One critical difference in Texas is the statute of limitations. Breach of contract claims against attorneys may be governed by a four-year limitations period rather than the two-year period that typically applies to negligence-based malpractice. That extended window does not mean delay is safe. Evidence degrades, witnesses become harder to locate, and the circumstances of the original engagement become more difficult to reconstruct the longer a client waits.
Common Scenarios That Generate These Claims in Texas
Fee disputes are among the most frequent drivers of contract-based claims against Texas attorneys. Contingency fee agreements, in particular, carry specific requirements under Texas law. If the agreement was not properly documented, if the attorney took a percentage above what was agreed, or if fees were deducted in a way that contradicts the contract’s plain terms, a breach claim may follow.
Premature or improper withdrawal is another recurring issue. Texas rules allow attorneys to withdraw from representation under certain circumstances, but withdrawal must be handled in a way that does not materially harm the client. When an attorney walks away from a case without appropriate notice, without completing critical work, or in violation of court orders requiring counsel, the client may be left in a worse position than if they had never hired that lawyer at all.
Scope of representation disputes also produce these claims. A client may have contracted for full representation through trial, only to find that the attorney treated the engagement as limited to pretrial work. Or a client may have contracted for a specific transaction, and the attorney then refused to complete certain tasks that any reasonable reading of the agreement would have included. These disputes require close reading of the contract’s language, the surrounding communications at the time of engagement, and the conduct of the parties throughout the representation.
Attorneys who represent clients across multiple matters sometimes allow fee arrangements from one case to bleed into another, creating billing confusion that can amount to a breach. In high-volume practice settings across Houston and other Texas markets, this kind of administrative carelessness can produce genuine financial harm to clients who trusted that the agreement they signed would be honored.
Answers to Questions Clients Ask About Suing Their Attorney for Contract Violations
Can I bring a breach of contract claim if I do not have a written fee agreement?

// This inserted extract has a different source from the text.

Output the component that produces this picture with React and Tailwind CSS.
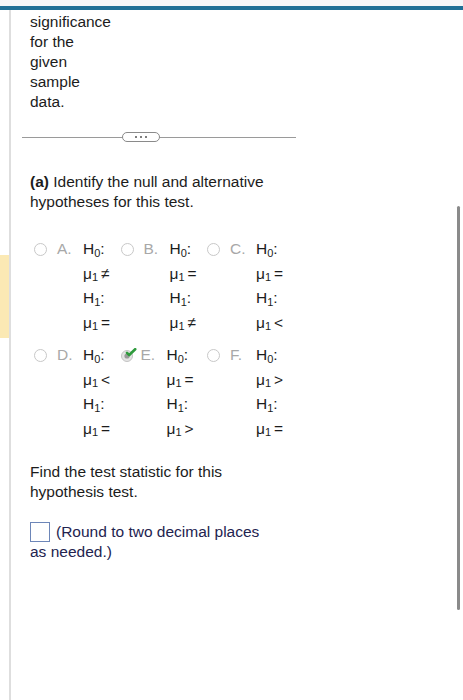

Texas rules require certain fee arrangements to be in writing, particularly contingency fee agreements. If you had an oral agreement with your attorney, a breach of contract claim may still be available depending on the circumstances, but the absence of written documentation makes the claim more complex. The terms must be proven by other evidence, including emails, billing statements, and correspondence that reflects what both parties understood the agreement to be.
What damages can I recover in an attorney breach of contract case in Texas?

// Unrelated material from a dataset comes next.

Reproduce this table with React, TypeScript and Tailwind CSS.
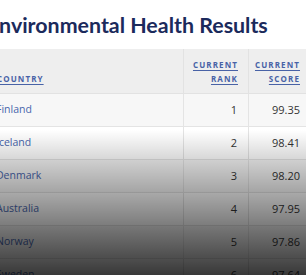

Damages typically correspond to the financial harm caused by the breach. This can include fees paid for work that was never done, the cost of hiring replacement counsel to fix or complete the abandoned matter, and losses that resulted directly from the attorney’s failure to perform. In some situations, clients can also recover fees they overpaid under a contract the attorney did not honor.
Does a fee dispute mean I automatically have a breach of contract claim?
Not necessarily. A disagreement about the reasonableness of fees, without more, may not rise to the level of a contractual breach. The stronger claim arises when the fee charged clearly contradicts the written agreement, when the attorney collected funds for work not performed, or when the fee structure itself was unenforceable under Texas law and the attorney collected under it anyway.
Can I pursue both a breach of contract claim and a malpractice claim at the same time?
Yes. Texas courts recognize that conduct giving rise to legal malpractice can also support a separate contract claim when the facts warrant it. Nicholas Pierce evaluates the full scope of what occurred in a former representation to identify all viable claims and pursue the theory most likely to result in full recovery for the client.
How does the attorney’s withdrawal from my case affect a contract claim?
Withdrawal that is improper under Texas rules, or that contradicts the terms of the fee agreement, can constitute a breach. The key questions are whether the attorney had a permissible basis for withdrawal, whether proper notice was given, and whether the client was left in a materially worse position as a result. Each of those factors bears on liability and damages.
What if my attorney is arguing that I breached the contract first by not paying fees?
Attorneys sometimes raise this defense when a client challenges billing or demands return of funds. This is a fact-intensive dispute that requires reviewing the payment history, the communications between the parties, and whether any alleged nonpayment justified the attorney’s conduct. The Pierce Law Firm is prepared to work through these competing claims and evaluate how they affect the overall case.
Does it matter if my original case was in Houston, Dallas, or another Texas city?
The geographic location of the original representation can affect procedural questions, including where suit must be filed, but it does not change the substantive legal standards that apply to attorney contract claims under Texas law. The Pierce Law Firm represents clients statewide and has the capacity to pursue these claims regardless of where the original attorney-client relationship was formed.
Holding Texas Attorneys Accountable for What They Promised
An attorney who does not honor a written agreement with a client has not simply made a professional mistake. They have broken a contract, the same as any party in any commercial relationship. Texas law provides a path to recover from that breach, and clients deserve counsel who will pursue it with the same rigor applied to any other kind of civil claim. Nicholas Pierce represents clients across Houston, Harris County, and throughout Texas in cases involving attorney breach of contract, working to recover the financial losses that result when a lawyer fails to follow through on what they agreed to do. Direct communication with Nicholas Pierce, no delegation to unnamed staff, is how the Pierce Law Firm operates from the first consultation through resolution of the case.